# Dataset section start

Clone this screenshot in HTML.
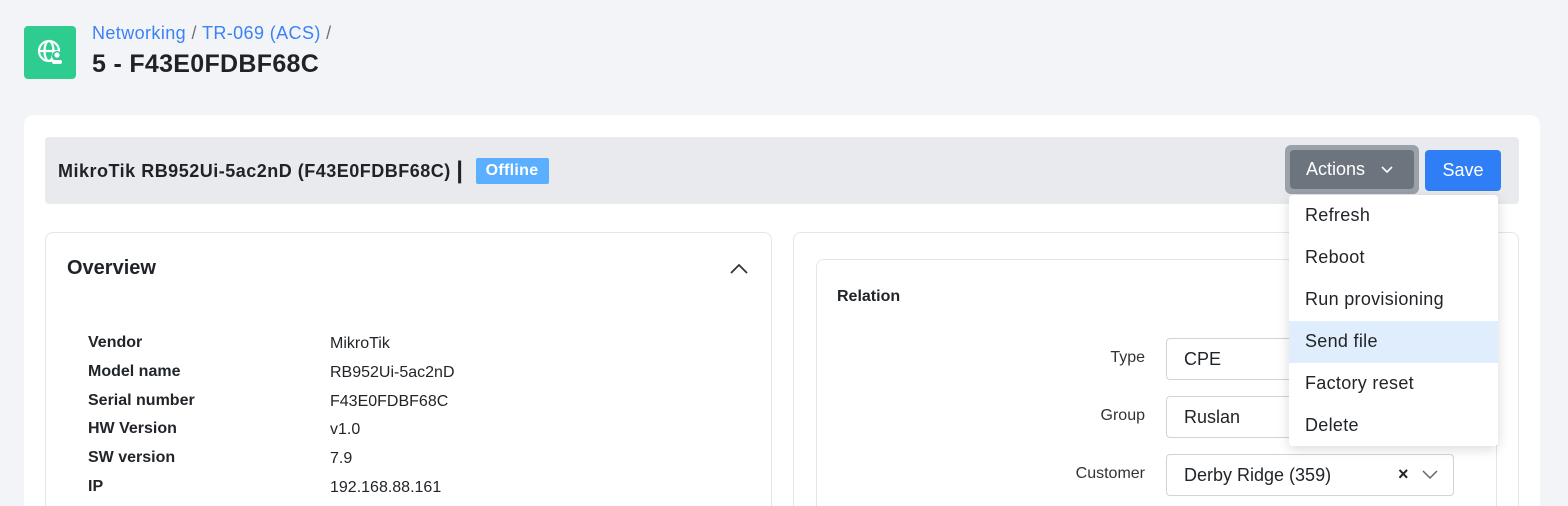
<!DOCTYPE html>
<html><head><meta charset="utf-8"><style>
*{box-sizing:border-box;margin:0;padding:0}
html,body{width:1568px;height:506px;overflow:hidden}
body{background:#f3f4f7;font-family:"Liberation Sans",sans-serif;color:#212529;position:relative}
.abs{position:absolute}
.icon{left:24px;top:26px;width:52px;height:53px;background:#2ecc8f;border-radius:4px}
.bc{left:92px;top:23px;font-size:18px;letter-spacing:0.4px;color:#6c757d}
.bc a{color:#3b82f6;text-decoration:none}
h1{position:absolute;left:92px;top:50px;font-size:25px;font-weight:bold;letter-spacing:0.3px;color:#1f2328}
.main{left:24px;top:115px;width:1516px;height:391px;background:#fff;border-radius:10px 10px 0 0}
.hbar{left:45px;top:137px;width:1474px;height:67px;background:#e9eaee;border-radius:4px}
.title{left:58px;top:157px;font-size:18px;font-weight:bold;letter-spacing:0.5px;color:#1f2328;display:flex;align-items:center;white-space:nowrap}
.badge{display:inline-block;margin-left:12px;width:73px;height:26px;background:#5ab0ff;color:#fff;font-size:16px;font-weight:bold;text-align:center;line-height:26px;border-radius:2px;letter-spacing:0.3px}
.actwrap{left:1285px;top:145px;width:134px;height:49px;background:#9ba1a8;border-radius:6px}
.act{left:1290px;top:150px;width:124px;height:39px;background:#6c757d;border-radius:4px;color:#fff;font-size:18px;line-height:39px;padding-left:16px}
.save{left:1425px;top:150px;width:76px;height:41px;background:#2f7ef6;border-radius:4px;color:#fff;font-size:18px;line-height:41px;text-align:center}
.card{background:#fff;border:1px solid #e3e5e8;border-bottom:none;border-radius:8px 8px 0 0}
.menu{left:1289px;top:195px;width:209px;height:251px;background:#fff;border-radius:4px;box-shadow:0 3px 12px rgba(0,0,0,.15)}
.menu div{height:42px;line-height:40px;padding-left:16px;font-size:18px;letter-spacing:0.3px;color:#212529}
.menu .hl{background:#e0edfd}
.lbl{font-size:16px;font-weight:bold;color:#212529}
.val{font-size:16px;color:#212529}
.inp{background:#fff;border:1px solid #ced4da;border-radius:4px;height:42px;font-size:18px;line-height:40px;padding-left:17px}
.rl{font-size:16px;color:#333;text-align:right;width:100px}
</style></head><body>
<div class="abs icon"><svg width="52" height="53" viewBox="0 0 52 53"><g fill="none" stroke="#fff" stroke-width="2.2"><circle cx="25" cy="25" r="10"/><ellipse cx="25" cy="25" rx="4.5" ry="10"/><line x1="15" y1="25" x2="35" y2="25"/></g><circle cx="33" cy="30" r="5" fill="#2ecc8f"/><circle cx="33" cy="29" r="2.6" fill="#fff"/><rect x="28" y="34" width="10" height="4" rx="2" fill="#fff"/></svg></div>
<div class="abs bc"><a>Networking</a> / <a>TR-069 (ACS)</a> /</div>
<h1>5 - F43E0FDBF68C</h1>
<div class="abs main"></div>
<div class="abs hbar"></div>
<div class="abs title">MikroTik RB952Ui-5ac2nD (F43E0FDBF68C)&nbsp;<span style="font-size:24px;font-weight:bold">|</span><span class="badge">Offline</span></div>
<div class="abs actwrap"></div>
<div class="abs act">Actions <svg width="14" height="10" style="margin-left:10px" viewBox="0 0 14 10"><path d="M2 2l5 5 5-5" fill="none" stroke="#fff" stroke-width="1.6"/></svg></div>
<div class="abs save">Save</div>
<div class="abs card" style="left:45px;top:232px;width:727px;height:274px"></div>
<div class="abs" style="left:67px;top:257px;font-size:20px;font-weight:bold;color:#1f2328">Overview</div>
<svg class="abs" style="left:729px;top:262px" width="20" height="14" viewBox="0 0 20 14"><path d="M2 11l8-8 8 8" fill="none" stroke="#333" stroke-width="1.8"/></svg>
<div class="abs lbl" style="left:88px;top:334px">Vendor</div><div class="abs val" style="left:330px;top:335px">MikroTik</div>
<div class="abs lbl" style="left:88px;top:363px">Model name</div><div class="abs val" style="left:330px;top:364px">RB952Ui-5ac2nD</div>
<div class="abs lbl" style="left:88px;top:392px">Serial number</div><div class="abs val" style="left:330px;top:393px">F43E0FDBF68C</div>
<div class="abs lbl" style="left:88px;top:420px">HW Version</div><div class="abs val" style="left:330px;top:421px">v1.0</div>
<div class="abs lbl" style="left:88px;top:449px">SW version</div><div class="abs val" style="left:330px;top:450px">7.9</div>
<div class="abs lbl" style="left:88px;top:478px">IP</div><div class="abs val" style="left:330px;top:479px">192.168.88.161</div>
<div class="abs card" style="left:793px;top:232px;width:726px;height:274px"></div>
<div class="abs card" style="left:816px;top:259px;width:681px;height:247px"></div>
<div class="abs lbl" style="left:837px;top:288px">Relation</div>
<div class="abs rl" style="left:1045px;top:349px">Type</div>
<div class="abs inp" style="left:1166px;top:338px;width:290px">CPE</div>
<div class="abs rl" style="left:1045px;top:407px">Group</div>
<div class="abs inp" style="left:1166px;top:396px;width:290px">Ruslan</div>
<div class="abs rl" style="left:1045px;top:465px">Customer</div>
<div class="abs inp" style="left:1166px;top:454px;width:288px">Derby Ridge (359)</div>
<div class="abs" style="left:1398px;top:464px;font-size:18px;font-weight:bold">×</div>
<svg class="abs" style="left:1421px;top:468px" width="18" height="12" viewBox="0 0 18 12"><path d="M2 3l7 7 7-7" fill="none" stroke="#666" stroke-width="1.5"/></svg>
<div class="abs menu"><div>Refresh</div><div>Reboot</div><div>Run provisioning</div><div class="hl">Send file</div><div>Factory reset</div><div>Delete</div></div>
</body></html>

# Dataset section end

#### Your task:
Omit any images, then output the listing exactly.

#### Solution to this task:
Clone this screenshot in HTML.
<!DOCTYPE html>
<html><head><meta charset="utf-8"><style>
*{box-sizing:border-box;margin:0;padding:0}
html,body{width:1568px;height:506px;overflow:hidden}
body{background:#f3f4f7;font-family:"Liberation Sans",sans-serif;color:#212529;position:relative}
.abs{position:absolute}
.icon{left:24px;top:26px;width:52px;height:53px;background:#2ecc8f;border-radius:4px}
.bc{left:92px;top:23px;font-size:18px;letter-spacing:0.4px;color:#6c757d}
.bc a{color:#3b82f6;text-decoration:none}
h1{position:absolute;left:92px;top:50px;font-size:25px;font-weight:bold;letter-spacing:0.3px;color:#1f2328}
.main{left:24px;top:115px;width:1516px;height:391px;background:#fff;border-radius:10px 10px 0 0}
.hbar{left:45px;top:137px;width:1474px;height:67px;background:#e9eaee;border-radius:4px}
.title{left:58px;top:157px;font-size:18px;font-weight:bold;letter-spacing:0.5px;color:#1f2328;display:flex;align-items:center;white-space:nowrap}
.badge{display:inline-block;margin-left:12px;width:73px;height:26px;background:#5ab0ff;color:#fff;font-size:16px;font-weight:bold;text-align:center;line-height:26px;border-radius:2px;letter-spacing:0.3px}
.actwrap{left:1285px;top:145px;width:134px;height:49px;background:#9ba1a8;border-radius:6px}
.act{left:1290px;top:150px;width:124px;height:39px;background:#6c757d;border-radius:4px;color:#fff;font-size:18px;line-height:39px;padding-left:16px}
.save{left:1425px;top:150px;width:76px;height:41px;background:#2f7ef6;border-radius:4px;color:#fff;font-size:18px;line-height:41px;text-align:center}
.card{background:#fff;border:1px solid #e3e5e8;border-bottom:none;border-radius:8px 8px 0 0}
.menu{left:1289px;top:195px;width:209px;height:251px;background:#fff;border-radius:4px;box-shadow:0 3px 12px rgba(0,0,0,.15)}
.menu div{height:42px;line-height:40px;padding-left:16px;font-size:18px;letter-spacing:0.3px;color:#212529}
.menu .hl{background:#e0edfd}
.lbl{font-size:16px;font-weight:bold;color:#212529}
.val{font-size:16px;color:#212529}
.inp{background:#fff;border:1px solid #ced4da;border-radius:4px;height:42px;font-size:18px;line-height:40px;padding-left:17px}
.rl{font-size:16px;color:#333;text-align:right;width:100px}
</style></head><body>
<div class="abs icon"><svg width="52" height="53" viewBox="0 0 52 53"><g fill="none" stroke="#fff" stroke-width="2.2"><circle cx="25" cy="25" r="10"/><ellipse cx="25" cy="25" rx="4.5" ry="10"/><line x1="15" y1="25" x2="35" y2="25"/></g><circle cx="33" cy="30" r="5" fill="#2ecc8f"/><circle cx="33" cy="29" r="2.6" fill="#fff"/><rect x="28" y="34" width="10" height="4" rx="2" fill="#fff"/></svg></div>
<div class="abs bc"><a>Networking</a> / <a>TR-069 (ACS)</a> /</div>
<h1>5 - F43E0FDBF68C</h1>
<div class="abs main"></div>
<div class="abs hbar"></div>
<div class="abs title">MikroTik RB952Ui-5ac2nD (F43E0FDBF68C)&nbsp;<span style="font-size:24px;font-weight:bold">|</span><span class="badge">Offline</span></div>
<div class="abs actwrap"></div>
<div class="abs act">Actions <svg width="14" height="10" style="margin-left:10px" viewBox="0 0 14 10"><path d="M2 2l5 5 5-5" fill="none" stroke="#fff" stroke-width="1.6"/></svg></div>
<div class="abs save">Save</div>
<div class="abs card" style="left:45px;top:232px;width:727px;height:274px"></div>
<div class="abs" style="left:67px;top:257px;font-size:20px;font-weight:bold;color:#1f2328">Overview</div>
<svg class="abs" style="left:729px;top:262px" width="20" height="14" viewBox="0 0 20 14"><path d="M2 11l8-8 8 8" fill="none" stroke="#333" stroke-width="1.8"/></svg>
<div class="abs lbl" style="left:88px;top:334px">Vendor</div><div class="abs val" style="left:330px;top:335px">MikroTik</div>
<div class="abs lbl" style="left:88px;top:363px">Model name</div><div class="abs val" style="left:330px;top:364px">RB952Ui-5ac2nD</div>
<div class="abs lbl" style="left:88px;top:392px">Serial number</div><div class="abs val" style="left:330px;top:393px">F43E0FDBF68C</div>
<div class="abs lbl" style="left:88px;top:420px">HW Version</div><div class="abs val" style="left:330px;top:421px">v1.0</div>
<div class="abs lbl" style="left:88px;top:449px">SW version</div><div class="abs val" style="left:330px;top:450px">7.9</div>
<div class="abs lbl" style="left:88px;top:478px">IP</div><div class="abs val" style="left:330px;top:479px">192.168.88.161</div>
<div class="abs card" style="left:793px;top:232px;width:726px;height:274px"></div>
<div class="abs card" style="left:816px;top:259px;width:681px;height:247px"></div>
<div class="abs lbl" style="left:837px;top:288px">Relation</div>
<div class="abs rl" style="left:1045px;top:349px">Type</div>
<div class="abs inp" style="left:1166px;top:338px;width:290px">CPE</div>
<div class="abs rl" style="left:1045px;top:407px">Group</div>
<div class="abs inp" style="left:1166px;top:396px;width:290px">Ruslan</div>
<div class="abs rl" style="left:1045px;top:465px">Customer</div>
<div class="abs inp" style="left:1166px;top:454px;width:288px">Derby Ridge (359)</div>
<div class="abs" style="left:1398px;top:464px;font-size:18px;font-weight:bold">×</div>
<svg class="abs" style="left:1421px;top:468px" width="18" height="12" viewBox="0 0 18 12"><path d="M2 3l7 7 7-7" fill="none" stroke="#666" stroke-width="1.5"/></svg>
<div class="abs menu"><div>Refresh</div><div>Reboot</div><div>Run provisioning</div><div class="hl">Send file</div><div>Factory reset</div><div>Delete</div></div>
</body></html>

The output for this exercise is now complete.